Brief → Collect all the lines that mention the word "would".

Information given →
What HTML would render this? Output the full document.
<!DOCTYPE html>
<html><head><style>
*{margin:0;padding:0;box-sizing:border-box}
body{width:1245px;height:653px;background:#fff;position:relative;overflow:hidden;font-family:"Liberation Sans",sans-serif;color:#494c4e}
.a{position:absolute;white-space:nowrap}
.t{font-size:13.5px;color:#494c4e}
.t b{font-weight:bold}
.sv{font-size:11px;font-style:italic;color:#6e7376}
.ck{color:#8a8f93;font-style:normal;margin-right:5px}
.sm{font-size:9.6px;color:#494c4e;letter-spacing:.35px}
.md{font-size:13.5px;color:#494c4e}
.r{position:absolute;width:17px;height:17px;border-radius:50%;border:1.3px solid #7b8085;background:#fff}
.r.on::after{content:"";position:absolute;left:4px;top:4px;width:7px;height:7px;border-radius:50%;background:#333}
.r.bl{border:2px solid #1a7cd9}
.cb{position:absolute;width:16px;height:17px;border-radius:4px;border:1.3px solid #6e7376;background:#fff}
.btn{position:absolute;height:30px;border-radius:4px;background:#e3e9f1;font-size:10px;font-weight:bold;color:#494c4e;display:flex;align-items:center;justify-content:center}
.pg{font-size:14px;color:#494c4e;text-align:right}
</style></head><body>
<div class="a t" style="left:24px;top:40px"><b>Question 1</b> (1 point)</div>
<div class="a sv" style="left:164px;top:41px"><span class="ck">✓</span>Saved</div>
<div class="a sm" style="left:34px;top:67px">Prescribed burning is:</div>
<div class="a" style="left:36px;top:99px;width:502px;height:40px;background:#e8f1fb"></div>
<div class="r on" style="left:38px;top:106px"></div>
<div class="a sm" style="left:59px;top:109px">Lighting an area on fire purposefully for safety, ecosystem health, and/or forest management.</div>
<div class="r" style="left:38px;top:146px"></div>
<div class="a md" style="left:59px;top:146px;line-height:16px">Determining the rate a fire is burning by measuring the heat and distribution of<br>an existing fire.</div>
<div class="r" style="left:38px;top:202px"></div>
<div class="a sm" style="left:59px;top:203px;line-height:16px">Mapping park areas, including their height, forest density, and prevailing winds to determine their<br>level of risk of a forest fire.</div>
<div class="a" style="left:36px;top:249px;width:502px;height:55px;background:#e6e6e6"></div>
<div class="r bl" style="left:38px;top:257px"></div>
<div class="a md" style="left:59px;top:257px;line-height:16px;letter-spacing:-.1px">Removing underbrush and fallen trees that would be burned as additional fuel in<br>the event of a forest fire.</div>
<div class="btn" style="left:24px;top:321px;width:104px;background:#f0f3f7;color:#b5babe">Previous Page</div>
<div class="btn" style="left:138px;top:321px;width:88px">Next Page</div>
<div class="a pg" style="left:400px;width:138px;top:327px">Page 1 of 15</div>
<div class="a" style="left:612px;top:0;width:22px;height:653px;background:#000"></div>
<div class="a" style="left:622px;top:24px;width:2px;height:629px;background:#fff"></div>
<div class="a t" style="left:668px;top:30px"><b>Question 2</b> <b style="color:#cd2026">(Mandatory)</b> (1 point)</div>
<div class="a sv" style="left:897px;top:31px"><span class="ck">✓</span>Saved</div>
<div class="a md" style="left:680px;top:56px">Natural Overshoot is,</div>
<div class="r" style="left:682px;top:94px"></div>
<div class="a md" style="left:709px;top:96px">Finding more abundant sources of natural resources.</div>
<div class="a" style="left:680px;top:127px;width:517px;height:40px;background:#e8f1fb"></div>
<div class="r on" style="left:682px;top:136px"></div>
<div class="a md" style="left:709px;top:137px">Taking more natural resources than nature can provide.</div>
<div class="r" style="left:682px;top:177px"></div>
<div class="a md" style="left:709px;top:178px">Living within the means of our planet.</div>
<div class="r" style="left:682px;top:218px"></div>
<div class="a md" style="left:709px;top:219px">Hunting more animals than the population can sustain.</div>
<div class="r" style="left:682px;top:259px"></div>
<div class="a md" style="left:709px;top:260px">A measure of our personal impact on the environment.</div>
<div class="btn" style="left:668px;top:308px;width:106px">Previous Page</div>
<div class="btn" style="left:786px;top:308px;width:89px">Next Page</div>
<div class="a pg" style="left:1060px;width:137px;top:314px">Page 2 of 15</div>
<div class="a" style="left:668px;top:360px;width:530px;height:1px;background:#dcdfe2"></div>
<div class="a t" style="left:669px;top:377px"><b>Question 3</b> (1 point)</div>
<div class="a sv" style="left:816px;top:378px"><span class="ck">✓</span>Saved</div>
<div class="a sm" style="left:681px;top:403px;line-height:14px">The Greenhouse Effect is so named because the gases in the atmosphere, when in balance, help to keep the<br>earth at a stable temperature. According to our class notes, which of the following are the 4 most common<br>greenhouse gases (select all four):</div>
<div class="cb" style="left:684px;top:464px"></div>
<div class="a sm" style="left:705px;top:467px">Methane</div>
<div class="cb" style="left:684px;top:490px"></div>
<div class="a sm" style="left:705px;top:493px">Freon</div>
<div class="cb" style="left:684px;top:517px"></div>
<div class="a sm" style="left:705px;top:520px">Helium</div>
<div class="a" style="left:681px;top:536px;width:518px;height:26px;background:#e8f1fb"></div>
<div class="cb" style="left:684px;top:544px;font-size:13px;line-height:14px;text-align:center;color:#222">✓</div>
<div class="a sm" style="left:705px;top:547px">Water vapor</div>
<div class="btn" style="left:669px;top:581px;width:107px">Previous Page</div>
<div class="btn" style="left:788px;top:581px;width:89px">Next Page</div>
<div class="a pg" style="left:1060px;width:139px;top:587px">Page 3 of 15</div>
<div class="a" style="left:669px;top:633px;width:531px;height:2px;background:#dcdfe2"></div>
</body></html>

---

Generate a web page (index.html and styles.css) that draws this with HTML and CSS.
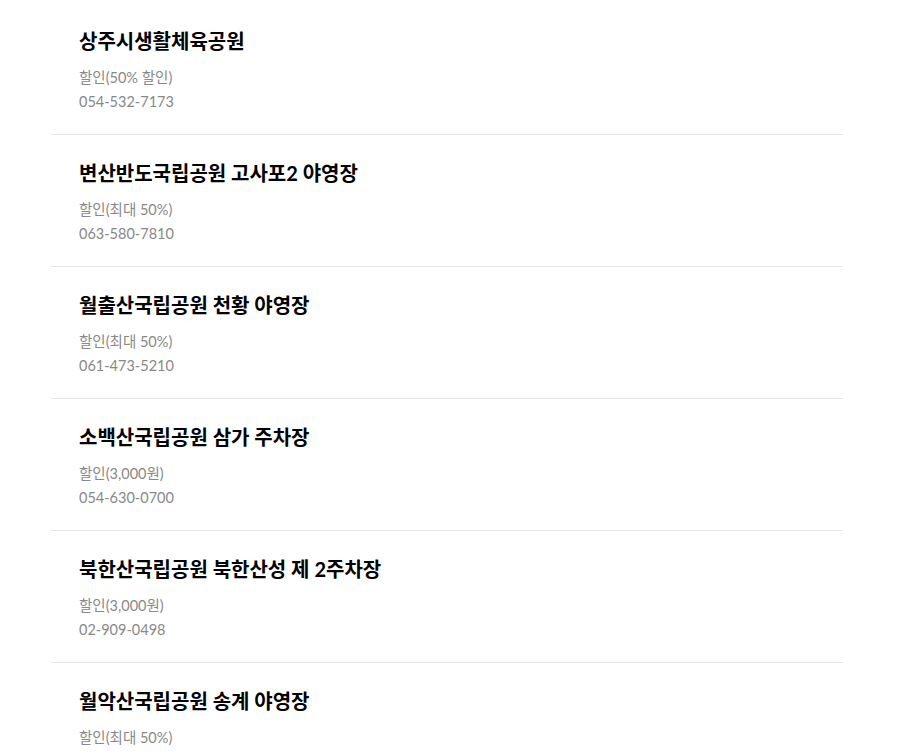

Written reply →
What HTML would render this? Output the full document.
<div class="a md" style="left:59px;top:257px;line-height:16px;letter-spacing:-.1px">Removing underbrush and fallen trees that would be burned as additional fuel in<br>the event of a forest fire.</div>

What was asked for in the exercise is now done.